Le dossier central de ce numéro est consacré aux phéniciens (« Quoi de neuf sur les Phéniciens ? »).
Françoise Briquel Chatonnet (« Qui étaient les Phéniciens ? ») indique tout d’abord que les Grecs sont à l’origine de cette appellation de Phéniciens et que ces derniers ne se sont jamais dénommés de la sorte, leurs inscriptions les désignant comme Tyriens, Sidoniens ou encore Giblites, en fonction de leur lieu de résidence. L’historienne écrit également (p.32-33) que « les ouvrages sur les Phéniciens donnent parfois l’impression que ces derniers sont une nouvelle population qui émerge sur la côte à l’âge du Fer ; or tout prouve au contraire la continuité avec le IIe millénaire avant notre ère. S’ils n’avaient pas d’écriture propre, les habitants de la côte écrivaient au IIe millénaire en utilisant langue et écriture des autres ».
Eric Gubel (« La redécouverte des terres phéniciennes ») évoque la « redécouverte des terres phéniciennes », de la trouvaille accidentelle d’un sarcophage par Aimé Napoléon Péretié en 1844 jusqu’aux fouilles scientifiques de la seconde moitié du XXe siècle.
Robert Hawley et Françoise Briquel Chatonnet dans « l’alphabet phénicien » écrivent que le plus ancien alphabet de cette civilisation « semble avoir été mis au point en Égypte au milieu du IIe millénaire avant notre ère (p.36) ». L’alphabet le plus ancien est essentiellement présent sur des inscriptions retrouvées à Byblos (Liban) et l’usage de l’écriture phénicienne se maintient, de manière assurée, jusqu’au IIe siècle de notre ère en Sardaigne et en Afrique (Algérie, Libye).

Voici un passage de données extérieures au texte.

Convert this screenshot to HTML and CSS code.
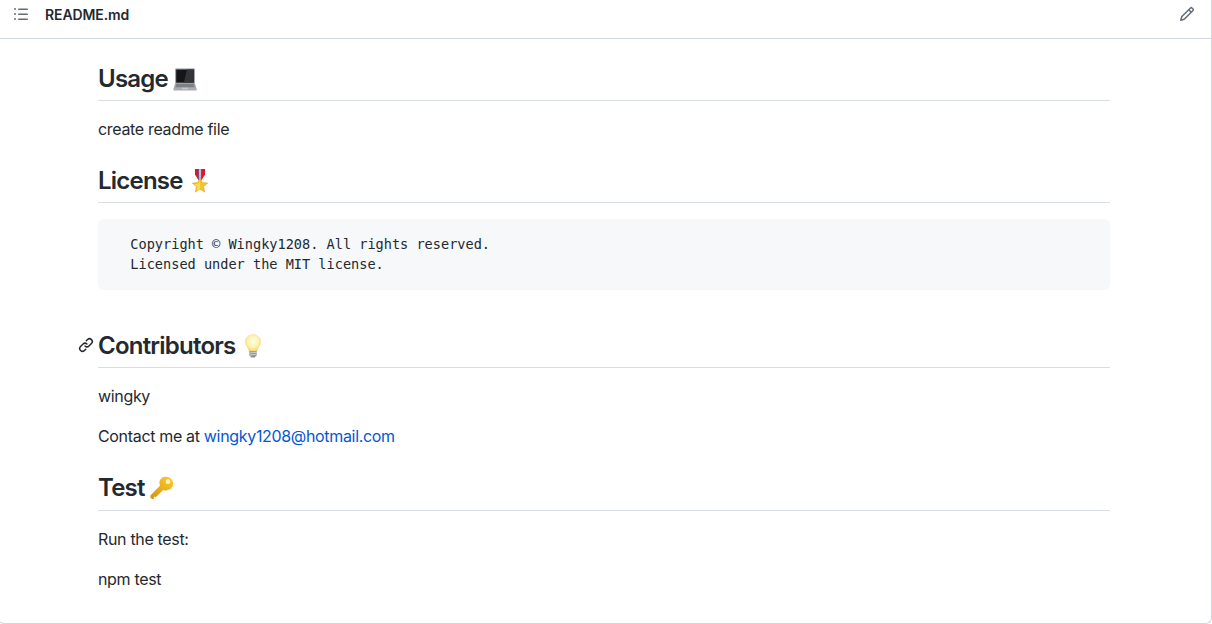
FILE: index.html
```html
<!DOCTYPE html>
<html lang="en">
<head>
<meta charset="utf-8">
<title>README.md</title>
<link rel="stylesheet" href="styles.css">
</head>
<body>
<div class="card">
  <header class="bar">
    <svg class="icon bar-list" viewBox="0 0 16 16"><path d="M5.75 2.5h8.5a.75.75 0 0 1 0 1.5h-8.5a.75.75 0 0 1 0-1.5Zm0 5h8.5a.75.75 0 0 1 0 1.5h-8.5a.75.75 0 0 1 0-1.5Zm0 5h8.5a.75.75 0 0 1 0 1.5h-8.5a.75.75 0 0 1 0-1.5ZM2 14a1 1 0 1 1 0-2 1 1 0 0 1 0 2Zm1-6a1 1 0 1 1-2 0 1 1 0 0 1 2 0ZM2 4a1 1 0 1 1 0-2 1 1 0 0 1 0 2Z"/></svg>
    <span class="bar-title">README.md</span>
    <svg class="icon bar-edit" viewBox="0 0 16 16"><path d="M11.013 1.427a1.75 1.75 0 0 1 2.474 0l1.086 1.086a1.75 1.75 0 0 1 0 2.474l-8.61 8.61c-.21.21-.47.364-.756.445l-3.251.93a.75.75 0 0 1-.927-.928l.929-3.25c.081-.286.235-.547.445-.758l8.61-8.61Zm.176 4.823L9.75 4.81l-6.286 6.287a.253.253 0 0 0-.064.108l-.558 1.953 1.953-.558a.253.253 0 0 0 .108-.064Zm1.238-3.763a.25.25 0 0 0-.354 0L10.811 3.75l1.439 1.44 1.263-1.263a.25.25 0 0 0 0-.354Z"/></svg>
  </header>
  <article class="body">
    <h2>Usage <svg class="emoji" viewBox="0 0 24 24">
      <path d="M3.2 1.6h17.6c.6 0 1 .4 1 1v13.6H2.2V2.6c0-.6.4-1 1-1Z" fill="#8d9096"/>
      <path d="M3.2 2.6h17.6v13H3.2Z" fill="#141518"/>
      <path d="M14 2.6h6.8v13h-10Z" fill="#33353b"/>
      <path d="M2.2 16h19.6l2 6.6c.1.5-.2.8-.7.8H1c-.5 0-.8-.3-.7-.8Z" fill="#a8abaf"/>
      <path d="M3.2 16.8h17.6l.9 3.4H2.3Z" fill="#7d8085"/>
      <path d="M9 20.8h6l.3 1.4H8.7Z" fill="#c6c8cb"/>
    </svg></h2>
    <p>create readme file</p>
    <h2>License <svg class="emoji" viewBox="0 0 24 24">
      <path d="M7 0h10v5.5L13.6 11h-3.2L7 5.5Z" fill="#e0142c"/>
      <path d="M10.4 0h3.2v11h-3.2Z" fill="#4a6cb8"/>
      <path d="M11.3 0h1.4v11h-1.4Z" fill="#e9e4df"/>
      <path d="M12 8.6l2.2 5 5.5.5-4.2 3.6 1.3 5.4-4.8-2.9-4.8 2.9 1.3-5.4-4.2-3.6 5.5-.5Z" fill="#f6c42c" stroke="#d29a16" stroke-width=".5"/>
      <path d="M12 10.5v9.8l-3.4 2 1-4.3-3.2-2.8 4.2-.4Z" fill="#fbdc58"/>
    </svg></h2>
    <pre class="code"><code>  Copyright © Wingky1208. All rights reserved.
  Licensed under the MIT license.</code></pre>
    <h2 class="anchored"><a class="anchor" href="#contributors" aria-label="Permalink"><svg class="icon" viewBox="0 0 16 16"><path d="m7.775 3.275 1.25-1.25a3.5 3.5 0 1 1 4.95 4.95l-2.5 2.5a3.5 3.5 0 0 1-4.95 0 .751.751 0 0 1 .018-1.042.751.751 0 0 1 1.042-.018 1.998 1.998 0 0 0 2.83 0l2.5-2.5a2.002 2.002 0 0 0-2.83-2.83l-1.25 1.25a.751.751 0 0 1-1.042-.018.751.751 0 0 1-.018-1.042Zm-4.69 9.64a1.998 1.998 0 0 0 2.83 0l1.25-1.25a.751.751 0 0 1 1.042.018.751.751 0 0 1 .018 1.042l-1.25 1.25a3.5 3.5 0 1 1-4.95-4.95l2.5-2.5a3.5 3.5 0 0 1 4.95 0 .751.751 0 0 1-.018 1.042.751.751 0 0 1-1.042.018 1.998 1.998 0 0 0-2.83 0l-2.5 2.5a1.998 1.998 0 0 0 0 2.83Z"/></svg></a>Contributors <svg class="emoji" viewBox="0 0 24 24">
      <defs><radialGradient id="bulb" cx=".5" cy=".4" r=".6"><stop offset="0" stop-color="#fffde8"/><stop offset=".6" stop-color="#fdf3b0"/><stop offset="1" stop-color="#f3d466"/></radialGradient></defs>
      <path d="M12 .6c4.2 0 7.6 3.2 7.6 7.3 0 3.2-2.4 5-3.2 7.6-.2.7-.3 1.4-.4 2H8c-.1-.6-.2-1.3-.4-2-.8-2.6-3.2-4.4-3.2-7.6C4.400 3.800 7.800.6 12 .6Z" fill="url(#bulb)" stroke="#ecd070" stroke-width=".4"/>
      <path d="M8.300 17.300h7.400v3.700c0 .6-.5 1-1 1.100l-.7 1.300h-4l-.7-1.300c-.5-.1-1-.5-1-1.100Z" fill="#8f8f8f"/>
      <path d="M8.300 18.600l7.400-.6v.9l-7.400.6Zm0 2l7.400-.6v.9l-7.400.6Z" fill="#d2d2d2"/>
    </svg></h2>
    <p>wingky</p>
    <p>Contact me at <a class="link" href="#mail">wingky1208@hotmail.com</a></p>
    <h2>Test <svg class="emoji" viewBox="0 0 24 24">
      <defs><linearGradient id="key" x1="0" y1="1" x2="1" y2="0"><stop offset="0" stop-color="#d4920f"/><stop offset="1" stop-color="#fdcd2f"/></linearGradient></defs>
      <path d="M16 .8c4 0 7.200 3 7.200 6.800s-3.200 6.900-7.200 6.900c-1 0-2-.2-2.900-.6L5.800 21.200l-1-.7-1 1.100.2 1.100-1.500.6-2.200-1.900.1-1.900L10.100 9.600c-.5-.9-.7-1.900-.7-2.900C9.400 3.500 12 .8 16 .8Z" fill="url(#key)"/>
      <circle cx="18" cy="5.700" r="2.400" fill="#fff3c4"/>
    </svg></h2>
    <p>Run the test:</p>
    <p>npm test</p>
  </article>
</div>
</body>
</html>
```
FILE: styles.css
```css
* { box-sizing: border-box; }
html, body { margin: 0; height: 100%; overflow: hidden; background: #fff; }
body { font-family: Inter, "Liberation Sans", sans-serif; font-size: 16px; line-height: 1.5; color: #24292f; }
.card { height: 624px; margin-left: -2px; border: 1px solid #d0d7de; border-top: 0; border-radius: 0 0 6px 6px; }
.bar { display: flex; align-items: flex-start; height: 39px; padding: 6px 16px 0 14px; border-bottom: 1px solid #d0d7de; }
.icon { width: 16px; height: 16px; fill: #636c76; flex: none; display: block; }
.bar-title { margin-left: 16px; font-size: 14px; font-weight: 600; line-height: 18px; letter-spacing: -.1px; color: #24292f; }
.bar-edit { margin-left: auto; }
.body { padding: 23.8px 101px 0 99px; }
h2 { position: relative; margin: 24px 0 16px; padding-bottom: 5.2px; border-bottom: 1px solid #d8dee4; font-size: 24px; font-weight: 600; line-height: 32px; letter-spacing: -.78px; }
.body > h2:first-child { margin-top: 0; }
.emoji { display: inline-block; width: 24px; height: 24px; vertical-align: -4px; }
p { margin: 0 0 16px; letter-spacing: -.33px; }
.code { margin: 0 0 40px; padding: 16px; background: #f6f8fa; border-radius: 6px; font-family: "DejaVu Sans Mono", monospace; font-size: 13.6px; line-height: 19.5px; letter-spacing: -.01px; }
.anchor { position: absolute; left: -20px; top: 7px; }
.anchor .icon { fill: #24292f; }
.link { color: #0556d6; text-decoration: none; }
```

Dans « navigation et commerce chez les Phéniciens », Annie Caubet s’intéresse aux ports, aux navires et à la puissance du commerce phéniciens et Hélène Le Meaux (« l’artisanat phénicien ») aux productions artisanales. L’auteure présente l’artisanat de luxe mais également l’existence de productions en série, la « pacotille phénicienne » qui se « retrouve dans l’ensemble du bassin méditerranéen mais aussi sur le sol levantin, dans des contextes le plus souvent funéraire (p.41)».

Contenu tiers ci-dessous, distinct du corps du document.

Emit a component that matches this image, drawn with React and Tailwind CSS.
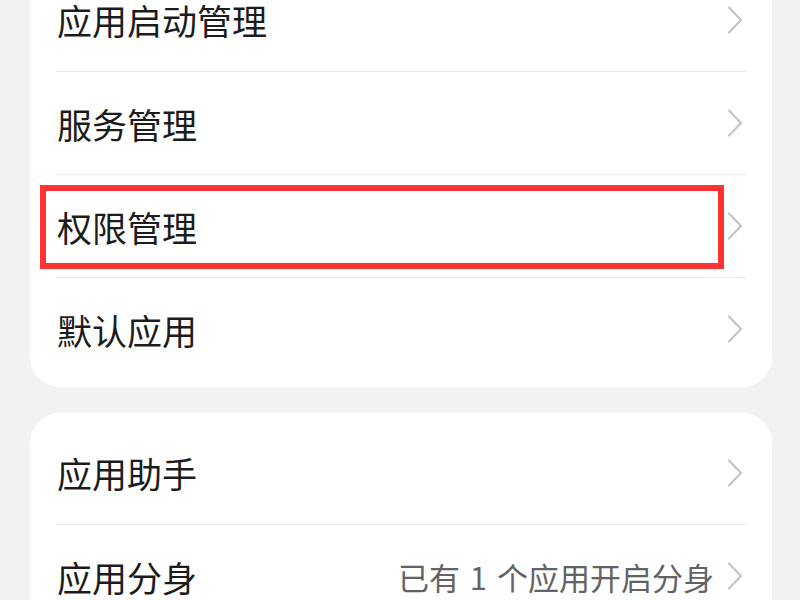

Eric Gubel, sous le titre « un riche art international » s’intéresse cette fois à l’art phénicien. Il évoque les réactions de mépris dont cet art a pu être l’objet autrefois de la part d’éminents spécialistes et écrit que « pour aussi peu originale que l’on tenait la souche égyptisante de l’art phénicien dans le passé, ce dernier représente (…) mieux que les autres courants la mémoire collective d’une civilisation bimillénaire (p.43) ».
Stevens Bernardin (« La religion des Phéniciens ») clôt ce dossier avec une contribution sur la religion phénicienne. Il mentionne ainsi le panthéon de la cité de Byblos, celui Sidon durant la période perse avec Ashtart et Eshmun pour divinités tutélaires ou encore Milqart à Tyr. La question des sacerdoces et des pratiques rituelles publique et privée, est également abordée.

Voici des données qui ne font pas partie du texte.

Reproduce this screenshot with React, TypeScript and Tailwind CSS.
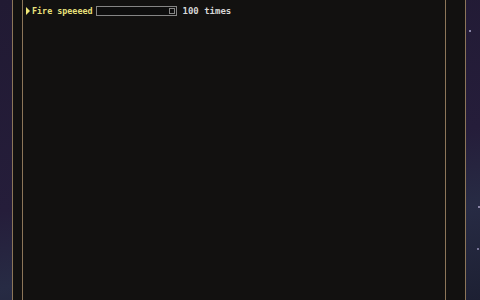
export default function App() {
  return (
    <div className="relative flex h-[300px] w-[480px] overflow-hidden bg-[linear-gradient(170deg,#211a33_0%,#251d3a_55%,#272b44_75%,#1d2033_100%)] font-['DejaVu_Sans_Mono',monospace]">
      {/* stars */}
      <span className="absolute left-[469px] top-[30px] h-[2px] w-[2px] bg-[#8b86a8]" />
      <span className="absolute left-[478px] top-[206px] h-[2px] w-[2px] bg-[#8b86a8]" />
      <span className="absolute left-[477px] top-[248px] h-[2px] w-[2px] bg-[#7a769a]" />

      <div className="ml-[12px] flex h-full w-[454px] border-x border-[#8c7659] bg-[#121110] pl-[9px] pr-[19px]">
        <div className="flex h-full w-[424px] flex-col border-x border-[#8c7659]">
          <div className="flex h-[24px] items-start pl-[3px] pt-[6px]">
            <svg width="4" height="8" viewBox="0 0 4 8" className="mt-[1px]">
              <path d="M0 0 L4 4 L0 8 Z" fill="#f1ea78" />
            </svg>
            <span className="ml-[2px] text-[8.4px] font-bold leading-[10px] text-[#e9e27c]">Fire speeeed</span>
            <div className="ml-[3px] flex h-[10px] w-[81px] items-center justify-end border border-[#858585] bg-[#0e0e0e] pr-[1px]">
              <div className="h-[6px] w-[6px] border border-[#858585]" />
            </div>
            <span className="ml-[6px] text-[9px] font-bold leading-[10px] text-[#d6d6d6]">100 times</span>
          </div>
        </div>
      </div>
    </div>
  );
}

Richard Pellé (« Les coulisses secrètes de l’amphithéâtre de Nîmes ») présente le résultat des fouilles menées en 2019 et 2020 dans l’amphithéâtre de Nîmes. Le monument a été édifié au début du IIe siècle de notre ère. Particulièrement bien conservé, l’édifice nîmois pouvait accueillir environ 24 000 spectateurs. Il succède a un premier monument de spectacle, « érigé vraisemblablement vers les années 20-30 du Ier siècle de notre ère » et qui « est peut-être le second en Gaule après l’amphithéâtre des Trois Gaules de Lyon inauguré en 19 de notre ère (p.53) ».
Anastasia Delécolle présente le site antique d’Aquae Segetae situé sur l’actuelle commune de Sceaux-du-Gâtinais, dans le Loiret. « Ville d’eau » s’étendant sur une surface estimée à environ 23 hectares, Aquae Segetae comportait « un ensemble monumental d’une dizaine d’hectares composé d’un sanctuaire des eaux, d’un temple, d’un théâtre, de thermes curatifs et publics, mais également d’îlots urbanisés s’organisant autour d’une vaste place centrale (p.57) ». Un musée de site ouvrira ses portes vers 2025 et portera le nom de « musée de Segeta ».
Le numéro se conclue par une sélection de chantiers de fouilles pour l’été 2023 et sur un « archéofolio » relatif au « pouvoir du luxe » en lien avec la nouvelle exposition du British Museum.
Un numéro qui, comme à l’accoutumée, pourra venir nourrir de nombreuses séquences d’histoire.